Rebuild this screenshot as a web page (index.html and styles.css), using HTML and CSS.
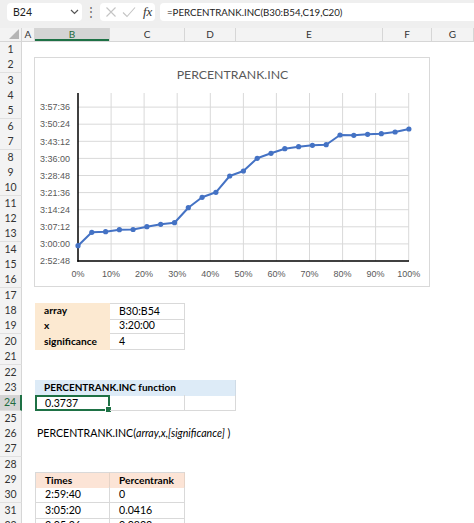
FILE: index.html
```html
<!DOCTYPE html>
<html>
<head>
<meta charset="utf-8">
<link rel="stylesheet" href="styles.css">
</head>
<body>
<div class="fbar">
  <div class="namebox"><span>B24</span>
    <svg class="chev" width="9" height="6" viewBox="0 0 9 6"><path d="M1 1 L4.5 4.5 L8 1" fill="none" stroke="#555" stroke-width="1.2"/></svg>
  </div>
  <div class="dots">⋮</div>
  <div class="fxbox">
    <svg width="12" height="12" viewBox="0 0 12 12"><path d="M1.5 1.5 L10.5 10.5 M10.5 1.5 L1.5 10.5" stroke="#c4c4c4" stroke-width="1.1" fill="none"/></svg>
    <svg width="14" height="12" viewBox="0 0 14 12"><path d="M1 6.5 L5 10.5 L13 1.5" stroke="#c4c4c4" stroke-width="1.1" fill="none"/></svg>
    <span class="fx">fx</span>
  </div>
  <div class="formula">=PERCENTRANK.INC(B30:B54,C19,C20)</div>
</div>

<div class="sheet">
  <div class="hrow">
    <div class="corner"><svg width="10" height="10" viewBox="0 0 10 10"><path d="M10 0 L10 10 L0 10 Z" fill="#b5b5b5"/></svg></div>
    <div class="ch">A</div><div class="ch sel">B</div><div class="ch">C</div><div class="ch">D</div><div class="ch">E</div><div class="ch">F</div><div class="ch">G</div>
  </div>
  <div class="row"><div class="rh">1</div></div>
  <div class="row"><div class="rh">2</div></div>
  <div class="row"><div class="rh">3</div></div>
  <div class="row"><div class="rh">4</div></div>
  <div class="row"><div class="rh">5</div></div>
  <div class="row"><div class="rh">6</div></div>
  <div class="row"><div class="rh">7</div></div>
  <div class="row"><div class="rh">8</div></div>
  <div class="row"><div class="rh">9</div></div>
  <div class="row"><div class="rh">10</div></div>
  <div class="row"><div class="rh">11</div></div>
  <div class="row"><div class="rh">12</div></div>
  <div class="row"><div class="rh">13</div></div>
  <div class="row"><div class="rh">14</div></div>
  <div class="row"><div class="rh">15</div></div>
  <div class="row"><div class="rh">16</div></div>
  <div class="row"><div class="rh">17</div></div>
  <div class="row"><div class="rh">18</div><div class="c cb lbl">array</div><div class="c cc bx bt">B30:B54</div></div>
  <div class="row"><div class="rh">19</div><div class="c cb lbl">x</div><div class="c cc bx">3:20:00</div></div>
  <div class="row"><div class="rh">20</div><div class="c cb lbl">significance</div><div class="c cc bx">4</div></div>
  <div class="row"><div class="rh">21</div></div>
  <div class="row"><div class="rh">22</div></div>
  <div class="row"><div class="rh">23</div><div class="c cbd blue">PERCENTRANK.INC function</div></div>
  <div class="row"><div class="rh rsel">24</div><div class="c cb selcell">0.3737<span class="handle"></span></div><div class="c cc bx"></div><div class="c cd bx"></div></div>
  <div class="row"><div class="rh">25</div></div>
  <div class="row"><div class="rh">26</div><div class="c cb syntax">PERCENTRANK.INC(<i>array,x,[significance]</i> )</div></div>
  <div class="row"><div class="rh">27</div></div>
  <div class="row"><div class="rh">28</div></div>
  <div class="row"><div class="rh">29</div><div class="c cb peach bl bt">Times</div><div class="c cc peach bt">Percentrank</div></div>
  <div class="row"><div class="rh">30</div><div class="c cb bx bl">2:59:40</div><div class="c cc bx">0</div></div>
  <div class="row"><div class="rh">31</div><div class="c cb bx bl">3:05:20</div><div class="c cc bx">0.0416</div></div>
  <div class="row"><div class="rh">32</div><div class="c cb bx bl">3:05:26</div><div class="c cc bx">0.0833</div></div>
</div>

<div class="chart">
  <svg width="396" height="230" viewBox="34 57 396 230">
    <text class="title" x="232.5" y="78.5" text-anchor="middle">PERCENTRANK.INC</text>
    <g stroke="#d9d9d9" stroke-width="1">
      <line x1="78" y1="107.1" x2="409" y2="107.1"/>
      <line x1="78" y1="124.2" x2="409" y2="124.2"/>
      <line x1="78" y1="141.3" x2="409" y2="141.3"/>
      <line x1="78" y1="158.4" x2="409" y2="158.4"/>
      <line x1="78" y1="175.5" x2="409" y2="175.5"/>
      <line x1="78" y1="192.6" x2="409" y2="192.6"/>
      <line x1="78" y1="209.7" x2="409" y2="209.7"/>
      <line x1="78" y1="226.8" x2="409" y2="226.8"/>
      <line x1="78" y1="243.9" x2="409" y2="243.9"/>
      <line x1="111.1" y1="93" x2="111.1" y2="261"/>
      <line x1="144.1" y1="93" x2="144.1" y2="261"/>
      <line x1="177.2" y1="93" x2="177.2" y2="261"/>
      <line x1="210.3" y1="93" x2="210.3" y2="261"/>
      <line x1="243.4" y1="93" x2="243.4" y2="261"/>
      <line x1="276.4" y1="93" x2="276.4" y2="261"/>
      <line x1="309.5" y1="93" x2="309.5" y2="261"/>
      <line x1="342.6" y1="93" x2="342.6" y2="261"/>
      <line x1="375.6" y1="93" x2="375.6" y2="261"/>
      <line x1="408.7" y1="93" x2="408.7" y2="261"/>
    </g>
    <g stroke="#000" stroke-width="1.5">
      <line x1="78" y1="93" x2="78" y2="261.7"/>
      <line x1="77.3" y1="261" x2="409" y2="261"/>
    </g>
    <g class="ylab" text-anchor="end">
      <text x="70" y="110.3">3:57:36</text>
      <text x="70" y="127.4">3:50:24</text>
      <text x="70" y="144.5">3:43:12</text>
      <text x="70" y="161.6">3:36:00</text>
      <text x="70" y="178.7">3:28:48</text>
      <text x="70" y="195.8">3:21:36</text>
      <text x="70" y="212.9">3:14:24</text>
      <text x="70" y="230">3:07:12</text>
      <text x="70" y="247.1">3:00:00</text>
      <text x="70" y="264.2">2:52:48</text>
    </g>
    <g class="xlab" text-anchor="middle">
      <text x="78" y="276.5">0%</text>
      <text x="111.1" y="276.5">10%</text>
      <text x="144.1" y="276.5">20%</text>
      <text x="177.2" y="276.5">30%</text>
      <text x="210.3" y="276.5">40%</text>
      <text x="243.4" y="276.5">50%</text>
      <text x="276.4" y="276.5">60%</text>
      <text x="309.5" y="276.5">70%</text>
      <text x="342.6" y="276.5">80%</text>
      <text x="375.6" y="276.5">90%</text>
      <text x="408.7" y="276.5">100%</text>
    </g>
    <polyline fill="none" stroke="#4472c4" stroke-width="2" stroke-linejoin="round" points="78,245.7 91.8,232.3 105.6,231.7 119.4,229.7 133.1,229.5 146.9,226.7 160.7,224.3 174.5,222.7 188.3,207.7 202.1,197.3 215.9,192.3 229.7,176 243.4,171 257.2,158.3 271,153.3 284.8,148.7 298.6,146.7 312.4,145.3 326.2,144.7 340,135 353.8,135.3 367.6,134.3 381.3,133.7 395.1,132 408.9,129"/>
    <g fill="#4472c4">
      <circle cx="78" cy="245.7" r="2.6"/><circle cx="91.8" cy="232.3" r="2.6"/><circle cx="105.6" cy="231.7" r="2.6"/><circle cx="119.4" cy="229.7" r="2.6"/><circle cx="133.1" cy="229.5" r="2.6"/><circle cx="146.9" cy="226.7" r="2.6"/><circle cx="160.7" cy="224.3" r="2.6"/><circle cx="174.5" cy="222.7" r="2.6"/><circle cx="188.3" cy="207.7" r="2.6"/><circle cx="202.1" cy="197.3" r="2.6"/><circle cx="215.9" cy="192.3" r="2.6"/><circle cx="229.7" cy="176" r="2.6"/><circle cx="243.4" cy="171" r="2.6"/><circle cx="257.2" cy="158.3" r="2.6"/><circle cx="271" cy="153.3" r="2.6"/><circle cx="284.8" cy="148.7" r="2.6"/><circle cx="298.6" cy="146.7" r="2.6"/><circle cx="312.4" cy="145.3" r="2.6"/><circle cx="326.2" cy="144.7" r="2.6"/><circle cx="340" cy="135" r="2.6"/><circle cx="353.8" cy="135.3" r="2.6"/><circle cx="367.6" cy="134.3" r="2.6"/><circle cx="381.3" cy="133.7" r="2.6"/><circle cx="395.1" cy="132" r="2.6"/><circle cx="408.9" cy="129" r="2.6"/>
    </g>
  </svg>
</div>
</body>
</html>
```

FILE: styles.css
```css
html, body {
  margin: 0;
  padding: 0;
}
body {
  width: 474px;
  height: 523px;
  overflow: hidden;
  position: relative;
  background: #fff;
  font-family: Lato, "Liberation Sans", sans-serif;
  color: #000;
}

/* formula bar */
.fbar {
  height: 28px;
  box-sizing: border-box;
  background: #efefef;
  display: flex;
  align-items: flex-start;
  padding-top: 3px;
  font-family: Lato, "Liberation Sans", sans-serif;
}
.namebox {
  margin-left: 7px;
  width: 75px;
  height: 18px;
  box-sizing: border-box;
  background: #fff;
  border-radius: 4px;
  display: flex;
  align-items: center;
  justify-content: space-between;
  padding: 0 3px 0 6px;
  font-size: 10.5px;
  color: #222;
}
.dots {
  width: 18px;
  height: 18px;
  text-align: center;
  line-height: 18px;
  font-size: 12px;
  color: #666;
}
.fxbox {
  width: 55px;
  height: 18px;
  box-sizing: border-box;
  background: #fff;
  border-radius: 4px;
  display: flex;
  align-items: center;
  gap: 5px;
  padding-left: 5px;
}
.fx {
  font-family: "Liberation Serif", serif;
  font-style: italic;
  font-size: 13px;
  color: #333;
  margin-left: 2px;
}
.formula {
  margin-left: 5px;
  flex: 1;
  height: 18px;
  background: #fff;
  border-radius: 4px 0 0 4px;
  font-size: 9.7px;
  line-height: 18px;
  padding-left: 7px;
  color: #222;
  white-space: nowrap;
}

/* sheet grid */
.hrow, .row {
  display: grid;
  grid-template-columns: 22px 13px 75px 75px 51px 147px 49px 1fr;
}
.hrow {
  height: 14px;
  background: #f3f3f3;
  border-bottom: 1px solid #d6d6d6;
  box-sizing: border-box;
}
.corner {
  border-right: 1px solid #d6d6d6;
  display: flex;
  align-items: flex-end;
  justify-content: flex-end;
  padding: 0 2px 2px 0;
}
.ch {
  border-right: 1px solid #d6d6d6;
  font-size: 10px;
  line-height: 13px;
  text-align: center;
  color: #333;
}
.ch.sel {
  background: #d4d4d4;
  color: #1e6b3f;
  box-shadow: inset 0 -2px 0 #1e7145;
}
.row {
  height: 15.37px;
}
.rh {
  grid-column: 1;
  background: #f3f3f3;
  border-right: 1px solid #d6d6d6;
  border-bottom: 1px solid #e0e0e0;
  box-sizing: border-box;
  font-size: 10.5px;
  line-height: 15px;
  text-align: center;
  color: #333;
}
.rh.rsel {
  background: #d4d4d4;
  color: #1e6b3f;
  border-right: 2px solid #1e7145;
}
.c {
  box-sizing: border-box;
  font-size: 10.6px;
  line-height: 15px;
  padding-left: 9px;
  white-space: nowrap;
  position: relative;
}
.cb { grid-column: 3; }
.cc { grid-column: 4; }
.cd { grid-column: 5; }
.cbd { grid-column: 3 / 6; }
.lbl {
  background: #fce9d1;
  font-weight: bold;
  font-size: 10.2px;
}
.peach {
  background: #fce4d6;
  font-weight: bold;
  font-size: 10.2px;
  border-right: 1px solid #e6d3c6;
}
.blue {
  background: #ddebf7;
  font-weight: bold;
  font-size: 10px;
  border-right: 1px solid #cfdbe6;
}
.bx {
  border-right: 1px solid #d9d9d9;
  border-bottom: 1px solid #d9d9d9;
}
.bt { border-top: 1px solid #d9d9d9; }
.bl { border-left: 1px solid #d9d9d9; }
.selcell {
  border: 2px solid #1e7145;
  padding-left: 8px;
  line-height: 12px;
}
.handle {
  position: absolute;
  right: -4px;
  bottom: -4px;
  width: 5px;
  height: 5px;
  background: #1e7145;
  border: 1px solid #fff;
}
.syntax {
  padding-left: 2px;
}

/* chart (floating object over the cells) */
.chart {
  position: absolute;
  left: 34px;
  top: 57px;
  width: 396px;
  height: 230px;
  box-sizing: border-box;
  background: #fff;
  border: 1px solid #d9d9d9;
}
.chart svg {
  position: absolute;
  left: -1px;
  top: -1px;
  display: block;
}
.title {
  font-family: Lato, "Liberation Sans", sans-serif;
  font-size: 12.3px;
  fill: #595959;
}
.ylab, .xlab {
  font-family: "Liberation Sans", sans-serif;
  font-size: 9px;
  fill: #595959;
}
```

______

Directive: Copy each line of the listing that holds the word "styles".

Solution below:
Rebuild this screenshot as a web page (index.html and styles.css), using HTML and CSS.
<link rel="stylesheet" href="styles.css">
FILE: styles.css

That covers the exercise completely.